BOOKS: Do It Anyway

Quick test: How would you describe yourself? What are the first three words that come to mind? Friend, Mother, Writer, Doctor, Caretaker...

What about "Activist"?

It's a loaded title, right? An identity that certainly comes with a lot of baggage. I can think of several angsty questions that run through my mind that make me hesitant to call myself an activist. "Am I really doing enough? Is what I'm doing important? What if I mess up? Or worse, what if all the work I do results in nothing?"

In Courtney Martin's new book, Do It Anyway, Martin (who, full disclosure, helped with the launch of Her Blueprint and is a friend of IMOW) profiles eight young people in the U.S. who she describes as "breathtakingly ordinary" and who are, despite setbacks, criticism, struggles, doing what they believe in to make a change in the world. She features everyone from Raul Diaz, a case manager who helps formerly imprisoned gang members in the Boyle Heights neighborhood of Los Angeles re-enter society, to the actress Rosario Dawson, who uses her celebrity status to call attention to movements such as Voto Latino, which encourages the Latino American population to get to the polls.

Martin acknowledges that, in the wake of the gamechanging activists of the 60s and 70s, this generation's activism can seem less passionate, less hands-on, perhaps less effective. But she says that's a misconception. Instead, this generation's activism "exists in defining moments--usually far from the glare of the television camera's eye or the flashing red light of the journalist's voice recorder." And indeed, the eight portraits in this book exhibit that the current activists are no less dedicated, no less passionate, and no less willing to sacrifice.

I see Do It Anyway as a call to arms for a new generation of activists, of people who want to make a difference in the world despite knowing how hard it can be, how maddeningly impossible it is to Completely Change Everything.
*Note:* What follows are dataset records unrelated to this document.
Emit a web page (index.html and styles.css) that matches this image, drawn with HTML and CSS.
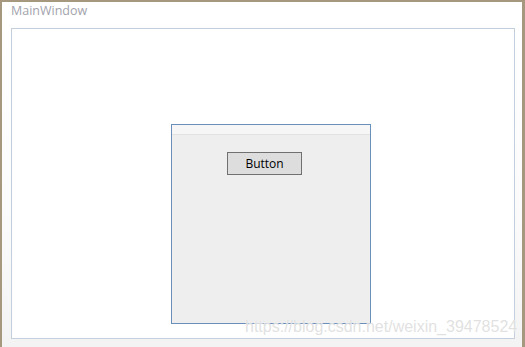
FILE: index.html
```html
<!DOCTYPE html>
<html>
<head>
<meta charset="utf-8">
<link rel="stylesheet" href="styles.css">
</head>
<body>
<div class="window">
  <div class="title">MainWindow</div>
  <div class="client">
    <div class="panel">
      <div class="panel-head"></div>
      <div class="panel-body">
        <div class="button">Button</div>
      </div>
    </div>
  </div>
  <div class="watermark">https://blog.csdn.net/weixin_39478524</div>
</div>
</body>
</html>
```
FILE: styles.css
```css
html, body {
  margin: 0;
  padding: 0;
  width: 525px;
  height: 347px;
  overflow: hidden;
  background: #f3f3f3;
}
.window {
  position: relative;
  box-sizing: border-box;
  width: 525px;
  height: 347px;
  border-top: 2px solid #a6977f;
  border-left: 2px solid #a6977f;
  border-right: 3px solid #a6977f;
  background: linear-gradient(to bottom, #ffffff 0%, #fbfbfb 60%, #f3f3f3 100%);
  font-family: "Open Sans", "Liberation Sans", sans-serif;
}
.title {
  height: 26px;
  padding-left: 9px;
  font-size: 12.5px;
  line-height: 17px;
  color: #a3a3ad;
}
.client {
  box-sizing: border-box;
  margin-left: 9px;
  width: 504px;
  height: 311px;
  border: 1px solid #c3cfdd;
  background: #ffffff;
  padding-top: 95px;
  padding-left: 159px;
}
.panel {
  box-sizing: border-box;
  width: 200px;
  height: 200px;
  border: 1px solid #6b8fbb;
  background: #eeeeee;
  display: flex;
  flex-direction: column;
}
.panel-head {
  height: 9px;
  background: #f6f6f6;
  border-bottom: 1px solid #e2e2e2;
}
.panel-body {
  flex: 1;
  padding-top: 17px;
  padding-left: 55px;
}
.button {
  box-sizing: border-box;
  width: 75px;
  height: 23px;
  border: 1px solid #707070;
  background: #dddddd;
  color: #000000;
  font-size: 12px;
  line-height: 21px;
  text-align: center;
}
.watermark {
  position: absolute;
  left: 243px;
  top: 316px;
  font-family: "Liberation Sans", Arial, sans-serif;
  font-size: 16px;
  color: rgba(215, 215, 215, 0.75);
  text-shadow: 0 0 1px #ffffff;
  white-space: nowrap;
}
```
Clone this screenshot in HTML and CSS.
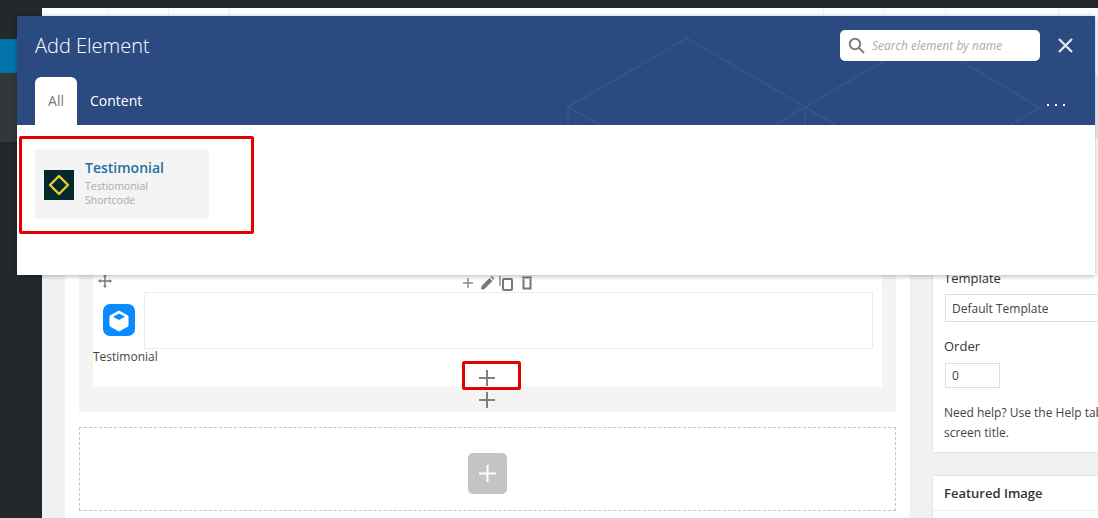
FILE: index.html
```html
<!DOCTYPE html>
<html lang="en">
<head>
<meta charset="utf-8"/>
<title>Add Element</title>
<link rel="stylesheet" href="styles.css">
</head>
<body>
<div class="admin-bar"></div>
<div class="layout">
  <div class="sidebar">
    <div class="menu-active"></div>
    <div class="menu-sub"></div>
  </div>
  <div class="content">
    <div class="toolbar">
      <span class="cell c1"></span><span class="cell c2"></span><span class="cell c3"></span>
      <span class="cell c4"></span><span class="cell c5"></span><span class="cell c6"></span><span class="cell c7"></span>
    </div>
    <div class="columns">
      <div class="main-box">
        <div class="section">
          <div class="row">
            <div class="row-controls">
              <svg class="move" width="14" height="14" viewBox="0 0 14 14"><path d="M7 0 9 2.500H7.700V6.300H11.500V5L14 7 11.500 9V7.700H7.700V11.500H9L7 14 5 11.500H6.300V7.700H2.500V9L0 7 2.500 5V6.300H6.300V2.500H5Z"/></svg>
              <div class="row-tools">
                <svg width="12" height="12" viewBox="0 0 12 12"><path d="M6 1V11M1 6H11" class="line"/></svg>
                <svg class="pencil" width="16" height="16" viewBox="0 0 16 16"><path d="M2 14.500 2.600 11 10.500 3 13.500 6 5.500 14ZM11.500 2 12.800 1 15 3.200 14.500 5Z"/></svg>
                <svg width="16" height="16" viewBox="0 0 16 16"><path d="M1 1V11" class="line"/><rect x="4" y="4" width="9" height="11" rx="1" class="thick"/></svg>
                <svg class="trash" width="12" height="14" viewBox="0 0 12 14"><path d="M1 0.500H11V2.500H1Z"/><path d="M2.500 3V12.500H9.500V3" class="thick"/></svg>
              </div>
            </div>
            <div class="row-body">
              <div class="element">
                <svg class="cube" width="32" height="32" viewBox="0 0 32 32">
                  <rect width="32" height="32" rx="7" fill="#0a8aff"/>
                  <path d="M16 7 25 12V22L16 27 7 22V12Z" fill="#fff" stroke="#fff" stroke-width="1" stroke-linejoin="round"/>
                  <path d="M16 9.500 22 12.800 16 16 10 12.800Z" fill="#0a8aff"/>
                </svg>
              </div>
              <div class="drop-area"></div>
            </div>
            <div class="element-name">Testimonial</div>
            <div class="row-add">
              <svg width="16" height="16" viewBox="0 0 16 16"><path d="M8 0V16M0 8H16" class="plus"/></svg>
            </div>
          </div>
          <div class="section-add">
            <svg width="16" height="16" viewBox="0 0 16 16"><path d="M8 0V16M0 8H16" class="plus"/></svg>
          </div>
        </div>
        <div class="empty-section">
          <div class="add-btn">
            <svg width="17" height="17" viewBox="0 0 17 17"><path d="M8.500 0V17M0 8.500H17" class="plus-white"/></svg>
          </div>
        </div>
      </div>
      <div class="side">
        <div class="panel attrs">
          <div class="field-label">Template</div>
          <div class="select-box">Default Template</div>
          <div class="field-label order-label">Order</div>
          <div class="order-input">0</div>
          <p class="help">Need help? Use the Help tab above the screen title.</p>
        </div>
        <div class="panel featured">
          <div class="panel-title">Featured Image</div>
        </div>
      </div>
    </div>
  </div>
</div>

<div class="modal">
  <div class="modal-head">
    <svg class="pattern" width="1078" height="109" viewBox="0 0 1078 109">
      <path d="M551 109V91L670 22 788 91V109M551 91 583 109M788 91 758 109M788 91 818 109M788 91 906 22 1023 92 993 109"/>
    </svg>
    <div class="head-top">
      <div class="modal-title">Add Element</div>
      <label class="search">
        <svg width="17" height="17" viewBox="0 0 17 17"><circle cx="7" cy="7" r="5.200"/><path d="M11 11 16 16"/></svg>
        <input type="text" placeholder="Search element by name"/>
      </label>
      <svg class="close" width="15" height="15" viewBox="0 0 15 15"><path d="M1 1 14 14M14 1 1 14"/></svg>
    </div>
    <div class="tabs">
      <div class="tab active">All</div>
      <div class="tab">Content</div>
      <div class="dots"><span></span><span></span><span></span></div>
    </div>
  </div>
  <div class="modal-body">
    <div class="el-card">
      <svg class="el-icon" width="30" height="30" viewBox="0 0 30 30">
        <rect width="30" height="30" fill="#04282c"/>
        <path d="M15 6 24 15 15 24 6 15Z" fill="none" stroke="#e6d02c" stroke-width="2.400" stroke-linejoin="round"/>
      </svg>
      <div class="el-text">
        <div class="el-title">Testimonial</div>
        <div class="el-desc">Testiomonial Shortcode</div>
      </div>
    </div>
  </div>
</div>
<div class="mark mark-card"></div>
<div class="mark mark-add"></div>
</body>
</html>
```

FILE: styles.css
```css
html, body {
  margin: 0;
  height: 518px;
  overflow: hidden;
}
body {
  position: relative;
  background: #f1f1f1;
  font-family: "Open Sans", sans-serif;
  font-size: 12px;
  color: #444;
}
.admin-bar {
  height: 8px;
  background: #23282d;
}
.layout {
  display: flex;
  height: 510px;
}
.sidebar {
  width: 42px;
  flex-shrink: 0;
  background: #23282d;
  padding-top: 31px;
  box-sizing: border-box;
}
.menu-active {
  height: 34px;
  background: #0073aa;
}
.menu-sub {
  height: 69px;
  background: #32373c;
}
.content {
  flex: 1;
  min-width: 0;
}
.toolbar {
  height: 69px;
  background: #fdfdfd;
  border-bottom: 1px solid #e5e5e5;
  box-sizing: border-box;
  display: flex;
}
.cell {
  height: 100%;
  border-right: 1px solid #f1f1f1;
  box-sizing: border-box;
}
.c1 { width: 66px; }
.c2, .c3 { width: 61px; }
.c4 { width: 594px; }
.c5, .c6 { width: 61px; }
.c7 { width: 113px; }

.columns {
  display: flex;
  padding: 60px 0 0 23px;
}
.main-box {
  width: 845px;
  flex-shrink: 0;
  height: 400px;
  background: #fff;
  box-sizing: border-box;
  padding: 103px 14px 0;
}
.section {
  background: #f4f4f4;
  padding: 15px 14px 0;
  height: 172px;
  box-sizing: border-box;
}
.row {
  background: #fff;
  height: 132px;
  padding-top: 18px;
  box-sizing: border-box;
}
.row-controls {
  display: flex;
  align-items: center;
  height: 19px;
  padding-left: 5px;
}
.row-controls svg {
  fill: #777;
  flex-shrink: 0;
}
.move {
  margin-top: -3px;
}
.row-tools {
  display: flex;
  align-items: center;
  gap: 4px;
  margin-left: 350px;
}
.pencil {
  margin-left: 1px;
}
.trash {
  margin-left: 2px;
}
.row-tools .line {
  fill: none;
  stroke: #888;
  stroke-width: 1.400;
}
.row-tools .thick {
  fill: none;
  stroke: #777;
  stroke-width: 2;
}
.row-body {
  display: flex;
  height: 57px;
}
.element {
  width: 51px;
  padding: 12px 0 0 10px;
  box-sizing: border-box;
}
.cube {
  display: block;
}
.drop-area {
  width: 729px;
  border: 1px dotted #d8d8d8;
  box-sizing: border-box;
}
.element-name {
  line-height: 16px;
  font-size: 12px;
  color: #444;
}
.row-add {
  display: flex;
  justify-content: center;
  margin-top: 5px;
  padding-right: 2px;
}
.section-add {
  display: flex;
  justify-content: center;
  padding: 5px 2px 0 0;
}
.plus {
  fill: none;
  stroke: #808080;
  stroke-width: 2;
}
.plus-white {
  fill: none;
  stroke: #fff;
  stroke-width: 2;
}
.empty-section {
  margin-top: 15px;
  height: 84px;
  border: 1px dashed #c4c4c4;
  box-sizing: border-box;
  display: flex;
  justify-content: center;
  padding-top: 25px;
}
.add-btn {
  width: 39px;
  height: 41px;
  background: #c4c4c4;
  border-radius: 5px;
  display: flex;
  align-items: center;
  justify-content: center;
}

.side {
  width: 280px;
  flex-shrink: 0;
  margin-left: 22px;
}
.panel {
  background: #fff;
  border: 1px solid #e5e5e5;
  box-sizing: border-box;
}
.attrs {
  height: 316px;
  padding: 131px 12px 0 11px;
}
.field-label {
  font-size: 13px;
  line-height: 18px;
  color: #333;
}
.select-box {
  margin: 7px 0 0 1px;
  height: 28px;
  line-height: 28px;
  border: 1px solid #ddd;
  padding-left: 6px;
  font-size: 12px;
  color: #444;
  box-sizing: border-box;
}
.order-label {
  margin-top: 15px;
}
.order-input {
  margin: 8px 0 0 1px;
  width: 55px;
  height: 25px;
  line-height: 23px;
  border: 1px solid #ddd;
  padding-left: 6px;
  font-size: 12px;
  box-sizing: border-box;
}
.help {
  margin: 15px 0 0;
  font-size: 12px;
  line-height: 20px;
  color: #444;
}
.featured {
  margin-top: 22px;
  height: 60px;
}
.panel-title {
  height: 35px;
  line-height: 34px;
  padding-left: 11px;
  font-size: 13px;
  font-weight: 600;
  color: #333;
  border-bottom: 1px solid #eee;
  box-sizing: border-box;
}

.modal {
  position: absolute;
  left: 17px;
  top: 16px;
  width: 1078px;
  height: 259px;
  background: #fff;
  box-shadow: 0 1px 5px rgba(0,0,0,0.3);
}
.modal-head {
  position: relative;
  height: 109px;
  background: #2b4b80;
  overflow: hidden;
}
.pattern {
  position: absolute;
  left: 0;
  top: 0;
}
.pattern path {
  fill: none;
  stroke: #375686;
  stroke-width: 1.500;
}
.head-top {
  position: relative;
  display: flex;
  align-items: center;
  height: 61px;
  padding: 0 0 2px 18px;
  box-sizing: border-box;
}
.modal-title {
  font-size: 20px;
  font-weight: 300;
  color: #fff;
}
.search {
  margin-left: auto;
  display: flex;
  align-items: center;
  gap: 7px;
  width: 200px;
  height: 31px;
  background: #fff;
  border-radius: 5px;
  padding-left: 8px;
  box-sizing: border-box;
}
.search svg {
  fill: none;
  stroke: #7d7d85;
  stroke-width: 2;
  flex-shrink: 0;
}
.search input {
  border: none;
  outline: none;
  background: none;
  padding: 0;
  width: 160px;
  font-family: "Open Sans", sans-serif;
  font-size: 12px;
  font-style: italic;
}
.search input::placeholder {
  color: #aaa;
  opacity: 1;
}
.close {
  margin: 0 22px 0 18px;
  stroke: #dfe5ee;
  stroke-width: 2.400;
  fill: none;
}
.tabs {
  position: relative;
  display: flex;
  height: 48px;
  padding-left: 18px;
}
.tab {
  padding: 0 13px;
  line-height: 48px;
  font-size: 14px;
  font-weight: 500;
  color: #fff;
}
.tab.active {
  width: 42px;
  padding: 0;
  text-align: center;
  background: #fff;
  color: #777;
  font-weight: 400;
  border-radius: 6px 6px 0 0;
}
.dots {
  display: flex;
  gap: 6px;
  margin: 27px 30px 0 auto;
}
.dots span {
  width: 2px;
  height: 2px;
  background: #fff;
}
.modal-body {
  padding: 24px 18px 0;
}
.el-card {
  display: flex;
  gap: 11px;
  width: 174px;
  height: 70px;
  background: #f4f4f4;
  padding: 21px 0 0 9px;
  box-sizing: border-box;
}
.el-icon {
  flex-shrink: 0;
}
.el-text {
  margin-top: -11px;
}
.el-title {
  font-size: 14px;
  font-weight: 600;
  line-height: 18px;
  margin-bottom: 2px;
  color: #24709f;
}
.el-desc {
  width: 90px;
  font-size: 10.500px;
  line-height: 14px;
  color: #aaa;
}
.mark {
  position: absolute;
  border: 3px solid #e30000;
  border-radius: 2px;
  box-sizing: border-box;
}
.mark-card {
  left: 19px;
  top: 136px;
  width: 235px;
  height: 98px;
}
.mark-add {
  left: 462px;
  top: 361px;
  width: 59px;
  height: 29px;
}
```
And my favorite lesson in Do It Anyway is what's called "Good Failure." Martin says that after talking to the many young activists profiled in the book, she learned "that failure is, indeed, usually inevitable." Instead, she encourages the embracing of good failures:
"Good failures are what you achieve when you aim to transform an entire broken system and end up healing one broken soul. They are the small victories ... It's not that we shouldn't aim to transform the prison industrial complex, reduce wealth disparity in this country, cure HIV and AIDS, fix public education. It's that we must hold these large-scale revolutions in our hearts while tackling small, radical acts every day with our hands. We must wake up wondering how we might fail at changing absolutely everything in such a way that we manage to change a little something."
It's an inspiring message, a reminder to give yourself permission to put your all into it, perhaps fail, wake up again despite a record of setbacks and failures, put on the cloak of Activist, and do it anyway.